■ **GIVEN REQUEST**
Go through each line of the records below and count those with the word "component"; give only the total.

[Entries taken from a collection]
::::::::
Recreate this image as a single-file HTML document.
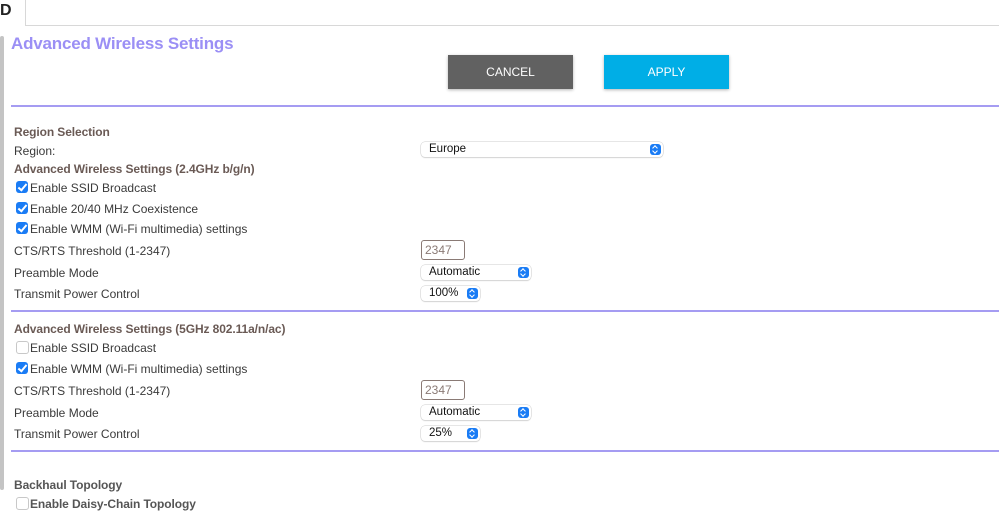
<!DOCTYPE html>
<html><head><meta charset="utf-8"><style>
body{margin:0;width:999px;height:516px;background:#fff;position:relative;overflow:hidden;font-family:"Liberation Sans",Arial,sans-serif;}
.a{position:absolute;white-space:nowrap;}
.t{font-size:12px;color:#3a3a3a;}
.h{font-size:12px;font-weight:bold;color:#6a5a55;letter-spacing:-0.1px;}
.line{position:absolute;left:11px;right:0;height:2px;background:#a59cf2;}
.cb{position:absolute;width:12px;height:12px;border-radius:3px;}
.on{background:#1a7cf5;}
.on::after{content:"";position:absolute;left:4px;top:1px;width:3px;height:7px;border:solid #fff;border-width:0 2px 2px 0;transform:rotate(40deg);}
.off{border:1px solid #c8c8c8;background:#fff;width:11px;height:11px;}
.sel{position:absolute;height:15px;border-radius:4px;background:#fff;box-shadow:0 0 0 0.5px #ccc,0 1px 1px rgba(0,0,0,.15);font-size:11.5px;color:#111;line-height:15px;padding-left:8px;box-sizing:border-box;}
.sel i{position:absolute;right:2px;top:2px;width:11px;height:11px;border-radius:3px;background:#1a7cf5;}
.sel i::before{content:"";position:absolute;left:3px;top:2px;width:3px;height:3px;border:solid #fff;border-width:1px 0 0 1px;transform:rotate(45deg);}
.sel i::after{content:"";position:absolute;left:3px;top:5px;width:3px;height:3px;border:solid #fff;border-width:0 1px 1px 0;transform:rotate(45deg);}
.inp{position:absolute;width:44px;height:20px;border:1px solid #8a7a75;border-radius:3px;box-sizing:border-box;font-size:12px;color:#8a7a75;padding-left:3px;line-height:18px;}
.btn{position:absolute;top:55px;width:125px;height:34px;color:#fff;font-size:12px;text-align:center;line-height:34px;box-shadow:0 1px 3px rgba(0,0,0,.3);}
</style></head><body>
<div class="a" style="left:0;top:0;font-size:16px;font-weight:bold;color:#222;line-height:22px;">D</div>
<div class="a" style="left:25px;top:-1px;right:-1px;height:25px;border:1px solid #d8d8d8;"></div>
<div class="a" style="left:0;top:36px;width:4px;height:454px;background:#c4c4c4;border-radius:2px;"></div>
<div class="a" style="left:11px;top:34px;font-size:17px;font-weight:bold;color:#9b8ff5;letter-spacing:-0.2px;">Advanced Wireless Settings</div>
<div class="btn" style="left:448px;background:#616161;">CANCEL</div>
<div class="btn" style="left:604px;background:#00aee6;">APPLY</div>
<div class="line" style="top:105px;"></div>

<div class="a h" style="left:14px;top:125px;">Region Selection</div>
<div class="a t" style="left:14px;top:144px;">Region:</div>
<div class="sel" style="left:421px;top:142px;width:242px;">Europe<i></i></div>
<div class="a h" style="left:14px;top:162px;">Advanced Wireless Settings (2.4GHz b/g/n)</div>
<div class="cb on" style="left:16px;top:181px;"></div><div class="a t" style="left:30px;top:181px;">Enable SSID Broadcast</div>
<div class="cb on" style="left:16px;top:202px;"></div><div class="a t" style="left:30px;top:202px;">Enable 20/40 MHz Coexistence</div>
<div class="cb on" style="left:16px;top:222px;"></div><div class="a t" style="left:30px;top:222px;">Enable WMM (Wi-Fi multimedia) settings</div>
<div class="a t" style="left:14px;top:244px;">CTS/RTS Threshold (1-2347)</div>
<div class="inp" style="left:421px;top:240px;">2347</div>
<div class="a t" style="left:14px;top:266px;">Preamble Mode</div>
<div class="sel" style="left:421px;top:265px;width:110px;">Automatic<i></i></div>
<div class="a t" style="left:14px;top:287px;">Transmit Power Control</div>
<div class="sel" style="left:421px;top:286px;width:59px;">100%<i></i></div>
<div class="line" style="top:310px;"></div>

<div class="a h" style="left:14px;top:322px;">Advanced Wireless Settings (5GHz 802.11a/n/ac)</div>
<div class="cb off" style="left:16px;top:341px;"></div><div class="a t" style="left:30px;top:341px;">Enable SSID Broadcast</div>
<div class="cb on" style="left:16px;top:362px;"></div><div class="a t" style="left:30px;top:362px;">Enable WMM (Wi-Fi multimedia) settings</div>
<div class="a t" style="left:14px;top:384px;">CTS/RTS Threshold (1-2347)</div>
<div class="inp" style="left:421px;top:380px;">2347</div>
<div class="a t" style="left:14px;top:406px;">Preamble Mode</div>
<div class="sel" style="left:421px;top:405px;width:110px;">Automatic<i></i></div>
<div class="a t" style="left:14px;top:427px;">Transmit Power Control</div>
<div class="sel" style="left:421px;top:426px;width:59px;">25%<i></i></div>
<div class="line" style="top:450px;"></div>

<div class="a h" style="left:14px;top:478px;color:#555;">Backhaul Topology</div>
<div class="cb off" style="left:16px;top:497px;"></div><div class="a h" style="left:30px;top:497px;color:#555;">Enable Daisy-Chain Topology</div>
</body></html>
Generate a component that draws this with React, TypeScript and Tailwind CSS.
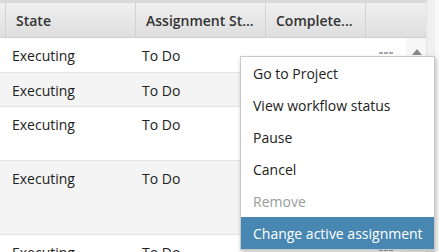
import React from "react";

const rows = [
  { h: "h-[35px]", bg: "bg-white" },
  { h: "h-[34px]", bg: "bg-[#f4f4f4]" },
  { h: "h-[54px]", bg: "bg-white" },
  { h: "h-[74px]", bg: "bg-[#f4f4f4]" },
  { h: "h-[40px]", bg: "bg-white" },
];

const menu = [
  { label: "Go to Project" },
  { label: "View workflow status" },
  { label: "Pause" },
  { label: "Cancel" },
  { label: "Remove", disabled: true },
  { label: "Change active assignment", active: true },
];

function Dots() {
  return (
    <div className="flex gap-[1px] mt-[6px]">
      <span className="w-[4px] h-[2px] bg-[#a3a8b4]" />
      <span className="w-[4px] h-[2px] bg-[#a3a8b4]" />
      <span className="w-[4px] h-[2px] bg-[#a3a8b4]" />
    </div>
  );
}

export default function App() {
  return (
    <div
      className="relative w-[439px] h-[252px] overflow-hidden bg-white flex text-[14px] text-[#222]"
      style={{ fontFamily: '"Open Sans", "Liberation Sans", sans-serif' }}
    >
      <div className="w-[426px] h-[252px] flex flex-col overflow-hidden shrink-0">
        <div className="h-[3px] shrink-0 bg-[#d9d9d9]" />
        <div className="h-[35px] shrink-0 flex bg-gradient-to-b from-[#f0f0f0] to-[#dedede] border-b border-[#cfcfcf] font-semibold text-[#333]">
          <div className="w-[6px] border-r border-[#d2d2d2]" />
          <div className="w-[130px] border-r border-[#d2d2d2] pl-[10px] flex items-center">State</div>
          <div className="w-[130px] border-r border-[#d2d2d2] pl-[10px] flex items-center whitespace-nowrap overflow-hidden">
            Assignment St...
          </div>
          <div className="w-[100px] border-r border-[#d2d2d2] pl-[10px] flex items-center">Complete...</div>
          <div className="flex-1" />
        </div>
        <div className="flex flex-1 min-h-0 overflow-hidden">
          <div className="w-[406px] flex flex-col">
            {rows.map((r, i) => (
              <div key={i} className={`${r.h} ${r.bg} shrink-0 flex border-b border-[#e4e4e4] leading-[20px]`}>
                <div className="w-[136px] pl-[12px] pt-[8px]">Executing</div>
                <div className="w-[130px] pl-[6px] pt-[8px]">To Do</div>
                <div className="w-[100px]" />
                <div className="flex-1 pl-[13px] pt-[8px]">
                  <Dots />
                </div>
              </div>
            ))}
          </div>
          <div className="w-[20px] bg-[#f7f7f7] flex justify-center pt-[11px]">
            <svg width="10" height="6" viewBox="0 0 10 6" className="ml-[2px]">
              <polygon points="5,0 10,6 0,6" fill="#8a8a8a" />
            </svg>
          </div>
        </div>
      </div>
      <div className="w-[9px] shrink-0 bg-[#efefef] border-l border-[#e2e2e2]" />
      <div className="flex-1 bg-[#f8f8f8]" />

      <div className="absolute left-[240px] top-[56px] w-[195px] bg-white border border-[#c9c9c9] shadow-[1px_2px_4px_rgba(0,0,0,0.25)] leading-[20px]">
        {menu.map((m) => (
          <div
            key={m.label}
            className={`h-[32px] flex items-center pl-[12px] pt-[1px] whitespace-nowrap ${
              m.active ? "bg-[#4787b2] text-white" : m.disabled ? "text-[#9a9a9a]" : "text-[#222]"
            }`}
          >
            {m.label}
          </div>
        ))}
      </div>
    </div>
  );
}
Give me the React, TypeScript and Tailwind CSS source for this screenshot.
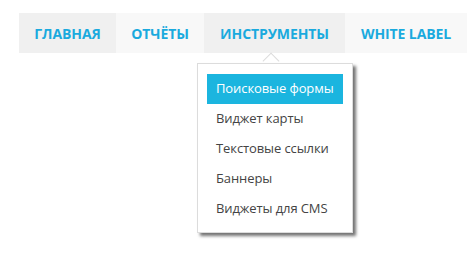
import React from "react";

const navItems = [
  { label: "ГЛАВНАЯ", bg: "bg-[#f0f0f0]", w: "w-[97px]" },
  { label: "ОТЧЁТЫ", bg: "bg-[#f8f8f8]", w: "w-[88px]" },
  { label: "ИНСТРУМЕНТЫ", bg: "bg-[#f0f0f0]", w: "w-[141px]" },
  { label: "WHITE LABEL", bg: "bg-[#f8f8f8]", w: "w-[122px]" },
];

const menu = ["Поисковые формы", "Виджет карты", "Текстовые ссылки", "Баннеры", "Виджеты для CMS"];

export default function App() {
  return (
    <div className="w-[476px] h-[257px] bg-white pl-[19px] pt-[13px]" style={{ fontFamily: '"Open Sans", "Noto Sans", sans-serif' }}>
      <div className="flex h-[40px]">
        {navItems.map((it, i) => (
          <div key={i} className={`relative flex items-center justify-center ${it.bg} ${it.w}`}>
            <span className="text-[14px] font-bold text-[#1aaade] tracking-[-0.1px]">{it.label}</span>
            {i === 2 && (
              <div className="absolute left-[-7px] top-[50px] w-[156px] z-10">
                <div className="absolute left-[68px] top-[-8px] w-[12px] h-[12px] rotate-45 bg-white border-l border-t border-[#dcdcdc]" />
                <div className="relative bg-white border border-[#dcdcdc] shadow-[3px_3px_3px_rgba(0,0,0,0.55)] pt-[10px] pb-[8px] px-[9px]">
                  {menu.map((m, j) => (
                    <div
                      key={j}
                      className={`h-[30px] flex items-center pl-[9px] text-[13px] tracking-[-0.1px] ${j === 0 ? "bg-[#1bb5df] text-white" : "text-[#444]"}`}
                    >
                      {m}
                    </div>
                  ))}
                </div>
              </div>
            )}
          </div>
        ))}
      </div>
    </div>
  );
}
::::::::
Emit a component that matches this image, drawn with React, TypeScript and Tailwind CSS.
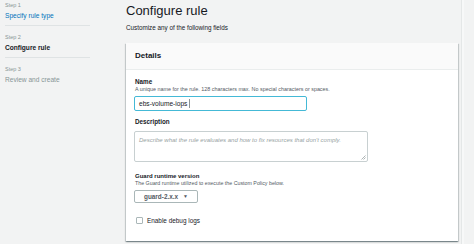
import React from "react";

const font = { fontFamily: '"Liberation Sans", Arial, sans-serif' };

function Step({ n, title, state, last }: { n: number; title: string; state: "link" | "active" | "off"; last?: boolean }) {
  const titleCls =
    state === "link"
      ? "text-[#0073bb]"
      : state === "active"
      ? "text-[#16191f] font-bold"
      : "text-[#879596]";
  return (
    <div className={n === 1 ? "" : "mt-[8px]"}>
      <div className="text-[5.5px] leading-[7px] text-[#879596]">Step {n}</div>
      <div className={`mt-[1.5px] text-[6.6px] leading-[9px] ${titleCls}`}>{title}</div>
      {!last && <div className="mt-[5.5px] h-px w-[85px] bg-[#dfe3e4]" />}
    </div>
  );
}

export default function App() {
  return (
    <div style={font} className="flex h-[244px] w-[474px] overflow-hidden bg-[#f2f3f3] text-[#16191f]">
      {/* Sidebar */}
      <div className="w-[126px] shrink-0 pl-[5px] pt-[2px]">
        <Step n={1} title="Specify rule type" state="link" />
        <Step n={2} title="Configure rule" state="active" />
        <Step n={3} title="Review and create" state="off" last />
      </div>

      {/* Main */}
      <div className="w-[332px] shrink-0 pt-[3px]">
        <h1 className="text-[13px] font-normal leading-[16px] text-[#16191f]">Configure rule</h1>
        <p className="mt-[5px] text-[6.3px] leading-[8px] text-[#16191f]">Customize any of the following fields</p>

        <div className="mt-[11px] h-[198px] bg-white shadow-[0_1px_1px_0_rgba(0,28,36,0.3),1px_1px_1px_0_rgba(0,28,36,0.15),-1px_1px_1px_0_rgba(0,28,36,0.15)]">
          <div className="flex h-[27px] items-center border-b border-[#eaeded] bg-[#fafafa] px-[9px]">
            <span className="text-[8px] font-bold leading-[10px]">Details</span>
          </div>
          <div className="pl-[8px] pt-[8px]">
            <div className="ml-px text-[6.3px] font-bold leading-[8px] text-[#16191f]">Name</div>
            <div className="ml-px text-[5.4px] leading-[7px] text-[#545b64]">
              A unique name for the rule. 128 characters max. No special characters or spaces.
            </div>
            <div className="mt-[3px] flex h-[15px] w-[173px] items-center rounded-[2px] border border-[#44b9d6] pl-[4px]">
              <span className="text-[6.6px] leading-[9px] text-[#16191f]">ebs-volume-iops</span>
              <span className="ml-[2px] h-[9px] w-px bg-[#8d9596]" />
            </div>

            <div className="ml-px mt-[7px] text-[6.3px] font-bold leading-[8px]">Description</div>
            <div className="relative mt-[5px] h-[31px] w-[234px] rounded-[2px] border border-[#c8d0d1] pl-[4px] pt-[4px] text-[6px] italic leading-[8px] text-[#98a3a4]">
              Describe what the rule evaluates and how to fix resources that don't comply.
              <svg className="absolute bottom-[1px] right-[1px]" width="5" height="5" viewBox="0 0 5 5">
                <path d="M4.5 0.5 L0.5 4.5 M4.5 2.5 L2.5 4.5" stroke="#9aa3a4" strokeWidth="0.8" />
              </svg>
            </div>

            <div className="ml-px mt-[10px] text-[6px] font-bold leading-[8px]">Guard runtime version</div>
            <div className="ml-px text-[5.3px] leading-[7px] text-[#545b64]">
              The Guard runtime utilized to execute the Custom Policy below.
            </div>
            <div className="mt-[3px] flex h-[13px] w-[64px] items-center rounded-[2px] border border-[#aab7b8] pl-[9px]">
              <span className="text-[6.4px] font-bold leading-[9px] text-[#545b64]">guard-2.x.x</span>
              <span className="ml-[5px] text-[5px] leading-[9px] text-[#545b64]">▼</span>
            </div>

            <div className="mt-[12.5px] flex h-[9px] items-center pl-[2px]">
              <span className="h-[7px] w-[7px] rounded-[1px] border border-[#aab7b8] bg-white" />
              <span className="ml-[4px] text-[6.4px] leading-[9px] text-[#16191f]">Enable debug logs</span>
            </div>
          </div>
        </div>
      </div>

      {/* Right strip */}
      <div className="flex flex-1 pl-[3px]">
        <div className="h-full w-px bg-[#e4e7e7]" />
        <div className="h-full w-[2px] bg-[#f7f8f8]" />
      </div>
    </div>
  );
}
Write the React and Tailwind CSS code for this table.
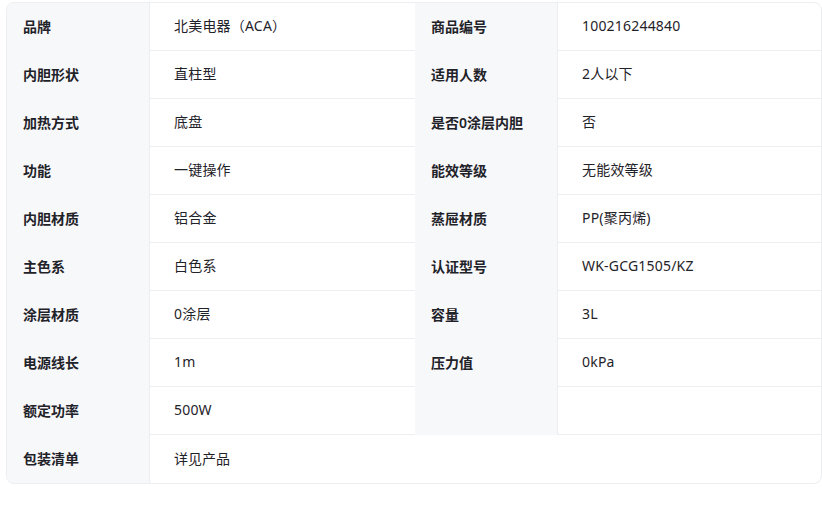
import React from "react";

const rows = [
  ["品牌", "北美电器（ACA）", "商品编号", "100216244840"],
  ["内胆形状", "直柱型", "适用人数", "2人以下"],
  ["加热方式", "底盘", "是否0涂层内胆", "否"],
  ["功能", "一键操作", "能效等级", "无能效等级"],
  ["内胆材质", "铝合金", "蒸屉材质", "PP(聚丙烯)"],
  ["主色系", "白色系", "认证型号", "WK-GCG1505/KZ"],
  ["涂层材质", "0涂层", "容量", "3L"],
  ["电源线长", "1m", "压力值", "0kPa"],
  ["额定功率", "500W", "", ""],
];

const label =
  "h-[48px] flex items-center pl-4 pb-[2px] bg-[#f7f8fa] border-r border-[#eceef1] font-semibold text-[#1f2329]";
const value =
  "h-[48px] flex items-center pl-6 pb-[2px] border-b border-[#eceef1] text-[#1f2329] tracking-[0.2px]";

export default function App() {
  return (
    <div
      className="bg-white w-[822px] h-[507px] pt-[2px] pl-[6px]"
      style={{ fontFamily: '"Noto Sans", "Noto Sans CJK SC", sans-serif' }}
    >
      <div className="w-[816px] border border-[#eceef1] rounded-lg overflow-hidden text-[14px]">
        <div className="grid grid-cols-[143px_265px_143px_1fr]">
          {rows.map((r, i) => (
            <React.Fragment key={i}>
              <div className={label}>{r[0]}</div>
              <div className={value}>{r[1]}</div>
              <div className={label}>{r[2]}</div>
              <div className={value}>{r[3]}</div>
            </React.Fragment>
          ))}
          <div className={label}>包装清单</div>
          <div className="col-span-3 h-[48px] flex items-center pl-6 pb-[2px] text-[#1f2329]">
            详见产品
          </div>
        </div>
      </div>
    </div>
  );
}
::::::::
■ **OUTPUT OF THE EXERCISE**
2